## PROBLEM
Give the number of lines holding the string "React", and nothing else.

<<<<

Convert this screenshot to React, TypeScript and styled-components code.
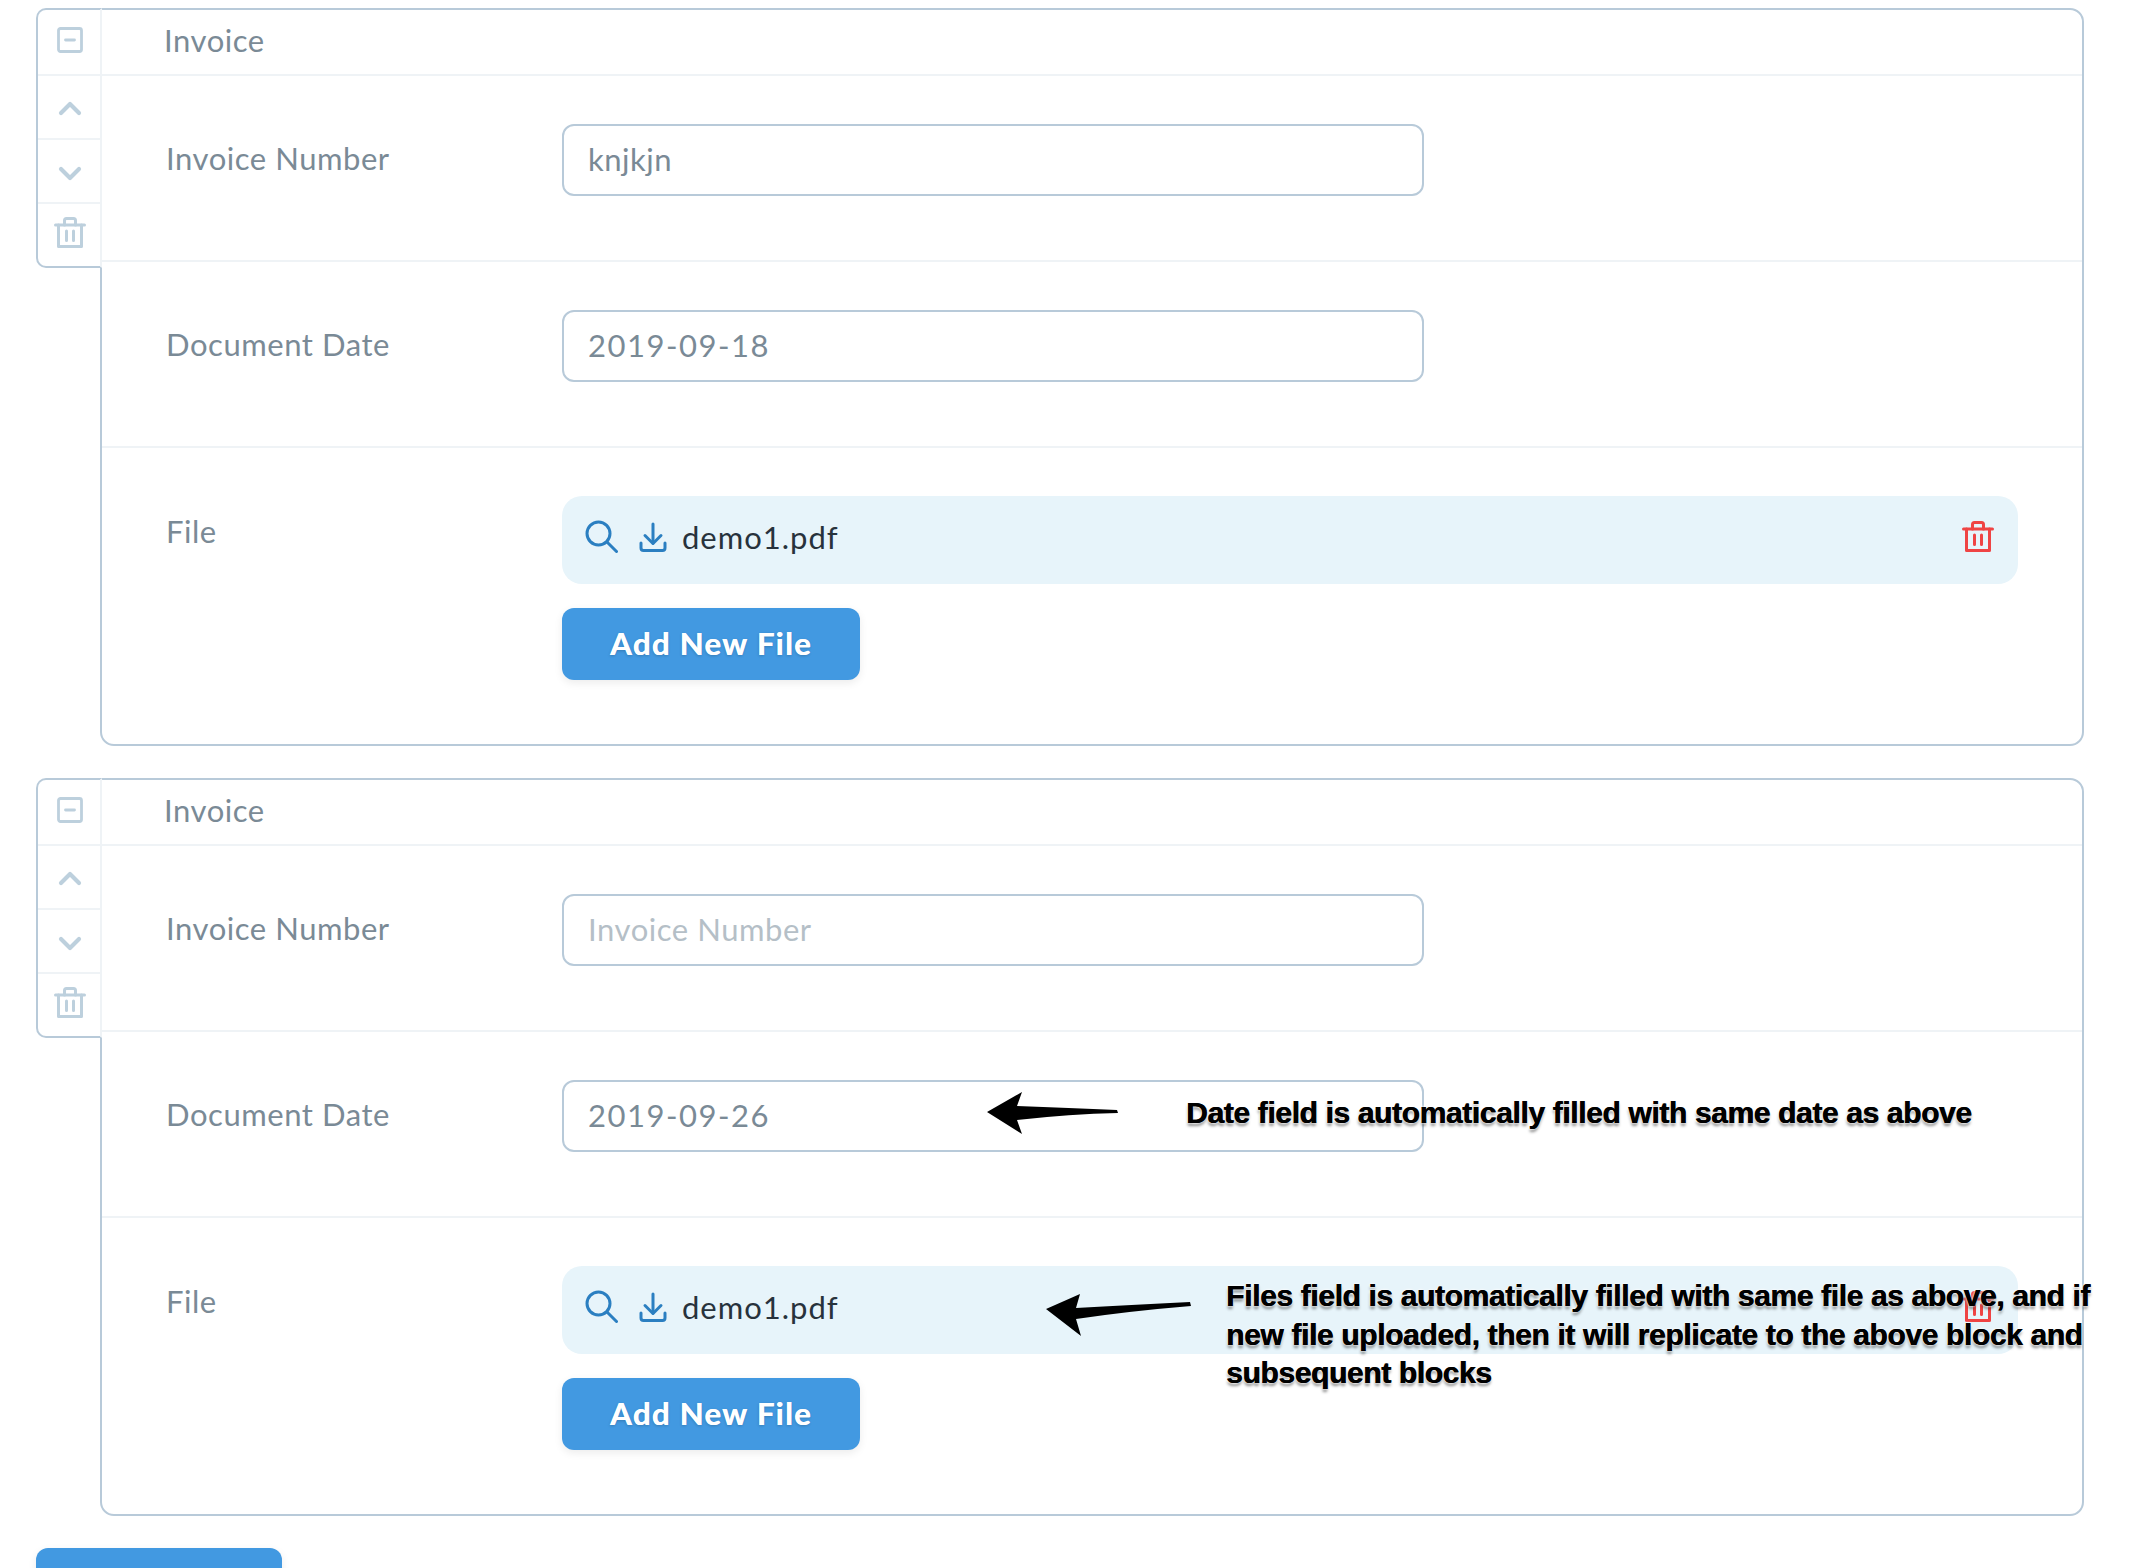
import React from "react";
import styled, { createGlobalStyle } from "styled-components";

const Global = createGlobalStyle`
  html, body { margin: 0; padding: 0; background: #fff; height: 100%; overflow: hidden; }
  body { font-family: "Lato", "Open Sans", sans-serif; }
`;

const Page = styled.div`
  position: relative;
  width: 2132px;
  height: 1568px;
  overflow: hidden;
  box-sizing: border-box;
  padding: 8px 48px 0 36px;
  display: flex;
  flex-direction: column;
  gap: 32px;
`;

const Block = styled.section`
  display: flex;
  align-items: flex-start;
  height: 738px;
`;

const Sidebar = styled.aside`
  position: relative;
  z-index: 1;
  flex: none;
  width: 66px;
  height: 260px;
  margin-right: -2px;
  box-sizing: border-box;
  background: #fff;
  border: 2px solid #b8cad9;
  border-right-color: #eff3f6;
  border-radius: 10px 0 0 10px;
  display: flex;
  flex-direction: column;
`;

const SideCell = styled.button<{ $h: number; $up?: number; $down?: number; $last?: boolean }>`
  height: ${(p) => p.$h}px;
  flex: none;
  box-sizing: border-box;
  padding: ${(p) => p.$down ?? 0}px 0 ${(p) => p.$up ?? 0}px 2px;
  background: none;
  border: 0;
  border-bottom: ${(p) => (p.$last ? "0" : "2px solid #eff3f6")};
  display: flex;
  align-items: center;
  justify-content: center;
  color: #bdd0dd;
`;

const Panel = styled.div`
  flex: 1;
  height: 738px;
  box-sizing: border-box;
  border: 2px solid #b8cad9;
  border-radius: 0 14px 14px 14px;
  display: flex;
  flex-direction: column;
`;

const Header = styled.div`
  height: 66px;
  flex: none;
  box-sizing: border-box;
  border-bottom: 2px solid #eff3f6;
  padding: 0 0 4px 62px;
  display: flex;
  align-items: center;
  font-size: 31px;
  letter-spacing: 0.55px;
  color: #7a8a96;
`;

const Row = styled.div<{ $last?: boolean }>`
  display: flex;
  box-sizing: border-box;
  height: ${(p) => (p.$last ? "auto" : "186px")};
  flex: ${(p) => (p.$last ? "1" : "none")};
  padding: 48px 64px 0 64px;
  border-bottom: ${(p) => (p.$last ? "0" : "2px solid #eff3f6")};
`;

const Label = styled.label`
  flex: none;
  width: 396px;
  height: 68px;
  line-height: 68px;
  font-size: 31px;
  color: #7a8a96;
  letter-spacing: 0.55px;
`;

const FileLabel = styled(Label)`
  height: 70px;
  line-height: 70px;
`;

const TextInput = styled.input<{ $tracking: number }>`
  width: 862px;
  height: 72px;
  box-sizing: border-box;
  padding: 0 24px 3px;
  background: #fff;
  border: 2px solid #b8cad9;
  border-radius: 12px;
  font: 400 31px "Lato", sans-serif;
  letter-spacing: ${(p) => p.$tracking}px;
  color: #7a8a96;
  outline: none;
  &::placeholder { color: #b5bfc7; opacity: 1; letter-spacing: 0.55px; }
`;

const FileColumn = styled.div`
  flex: 1;
  display: flex;
  flex-direction: column;
  align-items: flex-start;
  gap: 24px;
`;

const FileItem = styled.div`
  align-self: stretch;
  height: 88px;
  box-sizing: border-box;
  padding: 0 24px 7px 23px;
  background: #e7f4fa;
  border-radius: 20px;
  display: flex;
  align-items: center;
  color: #2b7fc1;
`;

const FileName = styled.span`
  margin-left: 15px;
  font-size: 31px;
  color: #27323c;
  letter-spacing: 1px;
`;

const DeleteIcon = styled.span`
  margin-left: auto;
  display: flex;
  color: #ef4444;
`;

const SpacedIcon = styled.span`
  margin-left: 21px;
  display: flex;
`;

const PrimaryButton = styled.button`
  width: 298px;
  height: 72px;
  padding: 0 0 3px;
  background: #4299e1;
  border: 0;
  border-radius: 12px;
  box-shadow: 0 3px 8px rgba(0, 0, 0, 0.08);
  font: 700 31px "Lato", sans-serif;
  letter-spacing: 1.4px;
  color: #fff;
  text-shadow: 0.5px 0 0 #fff, 0 1px 3px rgba(0, 0, 0, 0.2);
`;

const AddBlock = styled(PrimaryButton)`
  flex: none;
  width: 246px;
`;

const Note = styled.p<{ $x: number; $y: number }>`
  position: absolute;
  z-index: 2;
  left: ${(p) => p.$x}px;
  top: ${(p) => p.$y}px;
  margin: 0;
  white-space: pre;
  font: 700 30px/38.5px "Liberation Sans", Arial, sans-serif;
  letter-spacing: -0.37px;
  color: #000;
  text-shadow: 0.6px 0 0 #000, 0 0 3px #fff, 0 0 2px #fff, 0 3px 3px rgba(0, 0, 0, 0.45);
`;

const ArrowMark = styled.svg`
  position: absolute;
  z-index: 2;
  left: 0;
  top: 0;
  pointer-events: none;
`;

const Trash = ({ size = 32 }: { size?: number }) => (
  <svg width={size} height={size} viewBox="0 0 32 32" fill="none" stroke="currentColor" strokeWidth="3" strokeLinecap="round" strokeLinejoin="round">
    <path d="M1.5 8h29" />
    <path d="M4.5 8v21.5h23V8" />
    <path d="M10.5 8V3.5q0-2 2-2h7q2 0 2 2V8" />
    <path d="M12.5 14v9.5M19.5 14v9.5" />
  </svg>
);

const MinusSquare = () => (
  <svg width="26" height="26" viewBox="0 0 26 26" fill="none" stroke="currentColor" strokeWidth="2.8" strokeLinecap="round" strokeLinejoin="round">
    <rect x="1.5" y="1.5" width="23" height="23" rx="2" />
    <path d="M8.5 13h9" />
  </svg>
);

const Chevron = ({ up }: { up?: boolean }) => (
  <svg width="24" height="16" viewBox="0 0 24 16" fill="none" stroke="currentColor" strokeWidth="4.2" strokeLinecap="round" strokeLinejoin="round">
    <path d={up ? "M3 12l9-9 9 9" : "M3 4l9 9 9-9"} />
  </svg>
);

const Search = () => (
  <svg width="33" height="33" viewBox="0 0 33 33" fill="none" stroke="currentColor" strokeWidth="3" strokeLinecap="round" strokeLinejoin="round">
    <circle cx="13.5" cy="13.5" r="11.5" />
    <path d="M22 22l9.5 9.5" />
  </svg>
);

const Download = () => (
  <svg width="28" height="30" viewBox="0 0 28 30" fill="none" stroke="currentColor" strokeWidth="3" strokeLinecap="round" strokeLinejoin="round">
    <path d="M14 2v19" />
    <path d="M6 13.5l8 8 8-8" />
    <path d="M2 21v5q0 2.5 2.5 2.5h19q2.5 0 2.5-2.5v-5" />
  </svg>
);

type Props = { number: string; date: string };

const InvoiceBlock = ({ number, date }: Props) => (
  <Block>
    <Sidebar>
      <SideCell $h={66} $up={4}><MinusSquare /></SideCell>
      <SideCell $h={64} $down={3}><Chevron up /></SideCell>
      <SideCell $h={64} $down={3}><Chevron /></SideCell>
      <SideCell $h={62} $last $up={4}><Trash /></SideCell>
    </Sidebar>
    <Panel>
      <Header>Invoice</Header>
      <Row>
        <Label>Invoice Number</Label>
        <TextInput readOnly value={number} $tracking={0.5} placeholder="Invoice Number" />
      </Row>
      <Row>
        <Label>Document Date</Label>
        <TextInput readOnly value={date} $tracking={1.5} />
      </Row>
      <Row $last>
        <FileLabel>File</FileLabel>
        <FileColumn>
          <FileItem>
            <Search />
            <SpacedIcon><Download /></SpacedIcon>
            <FileName>demo1.pdf</FileName>
            <DeleteIcon><Trash /></DeleteIcon>
          </FileItem>
          <PrimaryButton>Add New File</PrimaryButton>
        </FileColumn>
      </Row>
    </Panel>
  </Block>
);

export default function App() {
  return (
    <Page>
      <Global />
      <InvoiceBlock number="knjkjn" date="2019-09-18" />
      <InvoiceBlock number="" date="2019-09-26" />
      <AddBlock aria-label="Add block" />
      <Note $x={1186} $y={1094}>Date field is automatically filled with same date as above</Note>
      <Note $x={1226} $y={1277}>{"Files field is automatically filled with same file as above, and if\nnew file uploaded, then it will replicate to the above block and\nsubsequent blocks"}</Note>
      <ArrowMark width="2132" height="1568" viewBox="0 0 2132 1568" fill="#000" aria-hidden="true">
        <path d="M987 1112 L1022 1092 L1017 1106 Q1070 1108 1117 1110 L1118 1113 Q1070 1114 1017 1120 L1022 1134 Z" />
        <path d="M1046 1309 L1080 1294 L1076 1308 Q1130 1305 1190 1302 L1191 1306 Q1130 1311 1076 1319 L1081 1336 Z" />
      </ArrowMark>
    </Page>
  );
}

>>>>

## ANSWER
2